Defendant first argues the court deprived him of a fair trial in violation of his due process rights by failing to properly instruct the jury on how to evaluate Salih's recanted statement. Specifically, he asserts the court was required to instruct the jury on the fifteen factors set forth in State v. Gross, 216 N.J.Super. 98, 109-110 (App. Div. 1987) (Gross I) and Gross II, as incorporated into Model Jury Charges (Criminal), "Recanting Witness (Substantive)" (appv'd Oct. 24, 1994), and the court's failure to provide this specific jury instruction "was clearly capable of producing [an] unjust result" under Rule 2:10-2. We disagree.

As defendant did not raise his current arguments before the court, we will reverse only upon a showing of plain error. R. 2:10-2. "Plain error refers to any error 'clearly capable of producing an unjust result.'" State v. Montalvo, 229 N.J. 300, 320-21 (2017) (quoting R. 2:10-2). "The mere possibility of an unjust result is not enough. To warrant reversal . . ., an error at trial must be sufficient to raise 'a reasonable doubt . . . as to whether the error led the jury to a result it otherwise might not have reached.'" State v. Funderburg, 225 N.J. 66, 79 (2016) (citation omitted) (second alteration in original) (quoting State v. Jenkins, 178 N.J. 347, 361 (2004)).

In the context of jury instructions, "plain error requires demonstration of 'legal impropriety in the charge prejudicially affecting the substantial rights of the defendant and sufficiently grievous to justify notice by the reviewing court and to convince the court that of itself the error possessed a clear capacity to bring about an unjust result.'" State v. Chapland, 187 N.J. 275, 289 (2006) (quoting State v. Hock, 54 N.J. 526, 538 (1969)). We "read [the instructions] as a whole in determining whether there was any error." State v. Torres, 183 N.J. 554, 564 (2005). Moreover, the effect of any error must be considered "in light 'of the overall strength of the State's case.'" State v. Walker, 203 N.J. 73, 90 (2010) (quoting Chapland, 187 N.J. at 289).

Here, because the court admitted Salih's November 3, 2018 statement in redacted form, it provided the "Redacted Recorded Statement of Defendant" Model Charge.

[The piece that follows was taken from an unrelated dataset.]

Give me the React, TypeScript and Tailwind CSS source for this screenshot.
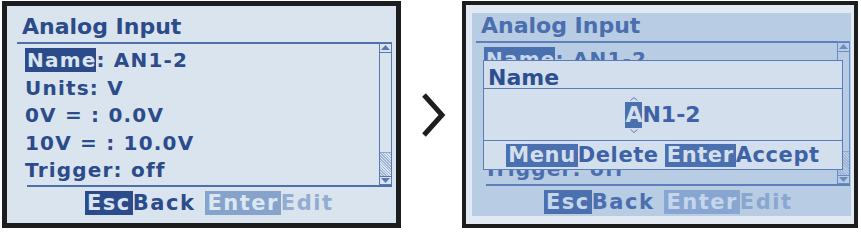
import React from 'react';

type Tone = {
  text: string;
  rule: string;
  hiBg: string;
  hiFg: string;
  dimBg: string;
  dimFg: string;
  dimText: string;
};

const leftTone: Tone = {
  text: 'text-[#2b4b8b]',
  rule: 'bg-[#4f6fab]',
  hiBg: 'bg-[#2b4b8b]',
  hiFg: 'text-[#dbe5ef]',
  dimBg: 'bg-[#86a3cb]',
  dimFg: 'text-[#dde7f1]',
  dimText: 'text-[#93acd1]',
};

const rightTone: Tone = {
  text: 'text-[#4a6eae]',
  rule: 'bg-[#5d80bb]',
  hiBg: 'bg-[#4b70b0]',
  hiFg: 'text-[#c7d7ea]',
  dimBg: 'bg-[#87a6d1]',
  dimFg: 'text-[#c6d6ea]',
  dimText: 'text-[#88a6d0]',
};

const font = "font-['DejaVu_Sans',sans-serif] font-bold";

const Scrollbar: React.FC<{ border: string }> = ({ border }) => (
  <div className={`w-[13px] mr-[4px] -mt-[2px] flex flex-col border ${border}`}>
    <div className={`h-[10px] flex items-center justify-center border-b ${border}`}>
      <svg width="9" height="5" viewBox="0 0 9 5">
        <polygon points="0,5 4.5,0 9,5" className="fill-current" />
      </svg>
    </div>
    <div className="flex-1" />
    <div className="h-[24px] bg-[repeating-linear-gradient(45deg,#9fb4d4_0px,#9fb4d4_1px,transparent_1px,transparent_2px)] border-t border-[#8ea7cd]" />
    <div className={`h-[8px] flex items-center justify-center border-t ${border}`}>
      <svg width="9" height="5" viewBox="0 0 9 5">
        <polygon points="0,0 4.5,5 9,0" className="fill-current" />
      </svg>
    </div>
  </div>
);

const Screen: React.FC<{ tone: Tone; border: string; children?: React.ReactNode }> = ({ tone, border, children }) => {
  const rows = ['Units: V', '0V = : 0.0V', '10V = : 10.0V', 'Trigger: off'];
  return (
    <div className={`relative h-full flex flex-col ${font} ${tone.text}`}>
      <div className="h-[36px] pl-[15px] pt-[10px] text-[22px] leading-none">Analog Input</div>
      <div className={`h-[2px] ml-[10px] mr-[4px] ${tone.rule}`} />
      <div className="h-[141px] flex">
        <div className="flex-1 pl-[18px] text-[20px] tracking-[1.2px]">
          <div className="h-[27.5px] pt-[6px] leading-none">
            <span className={`${tone.hiBg} ${tone.hiFg} pl-[2px]`}>Name</span>: AN1-2
          </div>
          {rows.map(r => (
            <div key={r} className="h-[27.5px] pt-[6px] leading-none whitespace-pre">
              {r}
            </div>
          ))}
        </div>
        <Scrollbar border={border} />
      </div>
      <div className={`h-[2px] ml-[20px] mr-[4px] ${tone.rule}`} />
      <div className="flex-1 pl-[78px] pt-[6px] text-[21px] tracking-[1.5px] leading-none whitespace-pre">
        <span className={`${tone.hiBg} ${tone.hiFg} px-[2px]`}>Esc</span>
        <span className="mr-[10px]">Back</span>
        <span className={`${tone.dimBg} ${tone.dimFg} px-[2px]`}>Enter</span>
        <span className={tone.dimText}>Edit</span>
      </div>
      {children}
    </div>
  );
};

const NameDialog: React.FC = () => (
  <div className={`absolute left-[17px] top-[55px] w-[360px] h-[110px] flex flex-col bg-[#d3dfec] border-[1.5px] border-[#5b7db7] ${font}`}>
    <div className="h-[28px] pl-[4px] pt-[6px] text-[22px] leading-none text-[#2c4f92] border-b-[1.5px] border-[#5b7db7]">
      Name
    </div>
    <div className="h-[52px] flex items-center justify-center text-[22px] leading-none text-[#3d62a6] border-b-[1.5px] border-[#5b7db7]">
      <div className="flex flex-col items-center">
        <svg width="8" height="4" viewBox="0 0 8 4" className="mb-[1px]">
          <polyline points="0.5,3.5 4,0.5 7.5,3.5" fill="none" stroke="#5b7db7" strokeWidth="1" />
        </svg>
        <span className="flex items-center h-[26px] bg-[#4b70b0] text-[#d3dfec]">A</span>
        <svg width="8" height="4" viewBox="0 0 8 4" className="mt-[1px]">
          <polyline points="0.5,0.5 4,3.5 7.5,0.5" fill="none" stroke="#5b7db7" strokeWidth="1" />
        </svg>
      </div>
      <span>N1-2</span>
    </div>
    <div className="flex-1 flex items-center justify-center text-[21px] tracking-[0.6px] leading-none text-[#3d62a6]">
      <span className="bg-[#4b70b0] text-[#d3dfec] px-[2px] py-[1px]">Menu</span>
      <span className="mr-[6px]">Delete</span>
      <span className="bg-[#4b70b0] text-[#d3dfec] px-[2px] py-[1px]">Enter</span>
      <span>Accept</span>
    </div>
  </div>
);

export default function App() {
  return (
    <div className="w-[861px] h-[233px] bg-white flex items-start pt-[1px] pl-[2px]">
      <div className="w-[399px] h-[227px] border-[5px] border-[#1c1d1f] bg-[#d9e4ee]">
        <Screen tone={leftTone} border="border-[#5a78b0] text-[#5a78b0]" />
      </div>
      <div className="w-[61px] h-[227px] flex items-center justify-center">
        <svg width="30" height="50" viewBox="0 0 30 50">
          <polyline points="7,5 25,25 7,45" fill="none" stroke="#1e1e20" strokeWidth="5" strokeLinejoin="miter" />
        </svg>
      </div>
      <div className="w-[396px] h-[227px] border-[4px] border-[#1c1d1f] bg-[#b8cce3] shadow-[inset_6px_8px_0_#e2e9f2,inset_-3px_-8px_0_#e2e9f2]">
        <Screen tone={rightTone} border="border-[#6a8cc3] text-[#6a8cc3]">
          <NameDialog />
        </Screen>
      </div>
    </div>
  );
}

As noted, however, there is another Model Charge, "Recanting Witness (Substantive)," that should be provided to the jury to decide whether a recanted statement memorialized in a sound recording is reliable.

This charge instructs the jury to consider the fifteen factors set forth in Gross I and Gross II as follows:

1. [Name of declarant-witness]'s connection to and interest in the matter reported in his/her prior statement;
2. The person or persons to whom he/she gave the statement;
3. The place and occasion for giving the statement;
4. Whether [name of declarant-witness] was then in custody or otherwise the target of investigation;
5. The physical and mental condition of [name of declarant-witness] at the time;
6.The presence or absence of other persons;
7. Whether [name of declarant-witness] incriminated himself/herself or sought to exculpate himself/herself by the statement;
8. Whether the writing is in [name of declarant-witness]'s hand;
9. The presence or absence, and the nature of, any interrogation;
10. Whether the [sound recording] [writing] contains all, or only a portion or summary, of what [name of declarant-witness] said;
11.The presence or absence of any motive to fabricate;
12.The presence or absence of any explicit or implicit pressures, inducement, or coercion for making the statement;
13.Whether the use to which the authorities would put the statement was apparent or made known to [name of declarant-witness];
14. The inherent believability or lack of believability of the statement;
15. The presence or absence of any corroborating evidence.
[Model Jury Charges (Criminal), "Recanting Witness (Substantive)" (appv'd Oct. 24, 1994).]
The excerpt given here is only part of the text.